Current officeholder

The current chairman is Robert Powelson. The vice chairman is John F. Coleman. They serve alongside Pamela Witmer and James Cawley. Wayne Gardner's term expired on April 1, 2013. Gladys Brown was appointed to replace Gardner on June 13, 2013. Her nomination is pending.[2]

Authority

Though the state constitution does not specifically create the public utility commission, it does allow for the addition of public officers in Article IV, Section 1:

All officers, whose selection is not provided for in this Constitution, shall be elected or appointed as may be directed by law.

Qualifications

There are no specific qualifications to serve on the Public Utility Commission.

Appointments

Public Utility Commissioners are not elected in Pennsylvania. The Governor nominates candidates for approval by the state senate, and the senate confirms the nominations by a two-thirds majority before the candidates assume office. Commissioners serve staggered, five-year terms.

Vacancies

Article IV, Section 8 of the Pennsylvania Constitution grants the governor the power to appoint officers to fill vacancies. In the event of a vacancy in the office, the governor nominates a successor. This nomination must be made to the commonwealth senate within 90 days of the vacancy. The senate must then take action (confirming or not confirming the nomination) within 25 legislative days.[3]

Duties

The Public Utility Commission is responsible for regulating Pennsylvania's public utility industries and protecting consumers. The commission works to ensure safe and reliable services, educate consumers about their utility options, and promote new technologies and markets.[4]

Specifically, the commission:

  • regulates approximately 6,000 electric, natural gas, telecommunications, water/wastewater, and transportation utilities
  • regulates electric, gas, and water distribution rates
  • regulates motor carries
  • inspects more than 40,000 miles of natural gas pipelines
  • inspects motor vehicles and railroad facilities
  • works to make high-speed Internet service more readily available[1]

Divisions

Click here to view a larger-scale image of the Pennsylvania PUC Organizational Chart as of March 25, 2013.
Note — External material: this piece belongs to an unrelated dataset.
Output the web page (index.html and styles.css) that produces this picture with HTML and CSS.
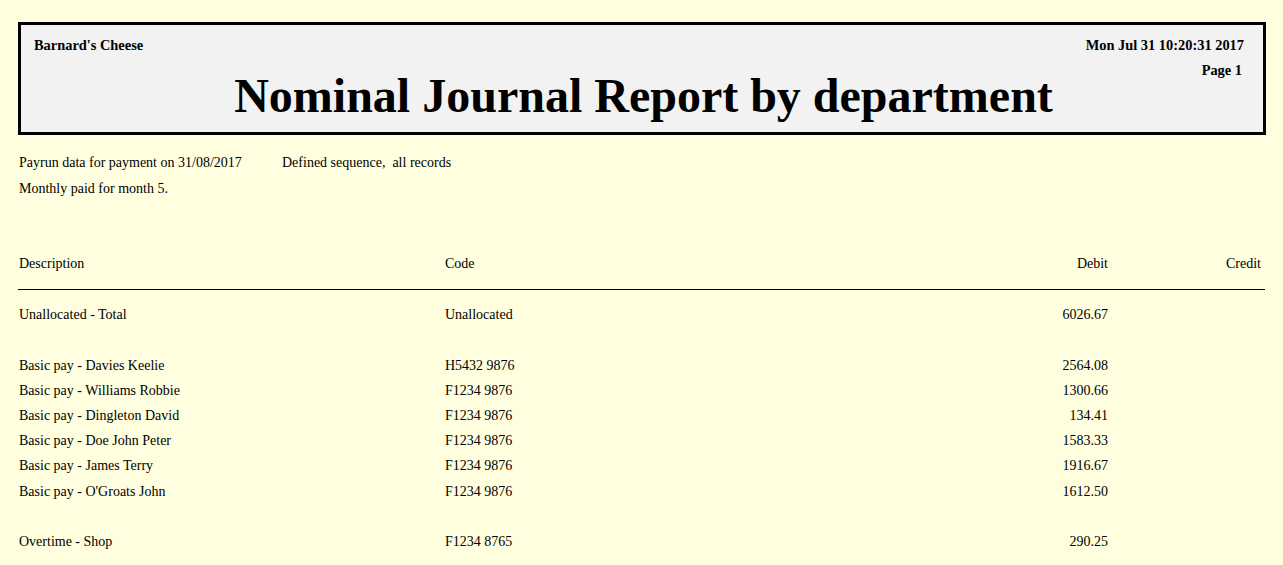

The Public Utility Commission has thirteen offices and bureaus that the various handle administrative, legal, legislative, regulatory, and financial duties of the commission.

Director of Operations' Office

The Director of Operations' Office is the central office in the department. The office coordinates the activities of all the other bureaus, and serves as a conduit for information between the commissioners and bureau/office directors.

Bureau of Audits

The Bureau of Audits conducts audits and investigations of Pennsylvania's fixed utilities. The bureau conducts three types of audits of approximately 32 fixed utilities every five to eight years, and of smaller utilities on an as-needed basis.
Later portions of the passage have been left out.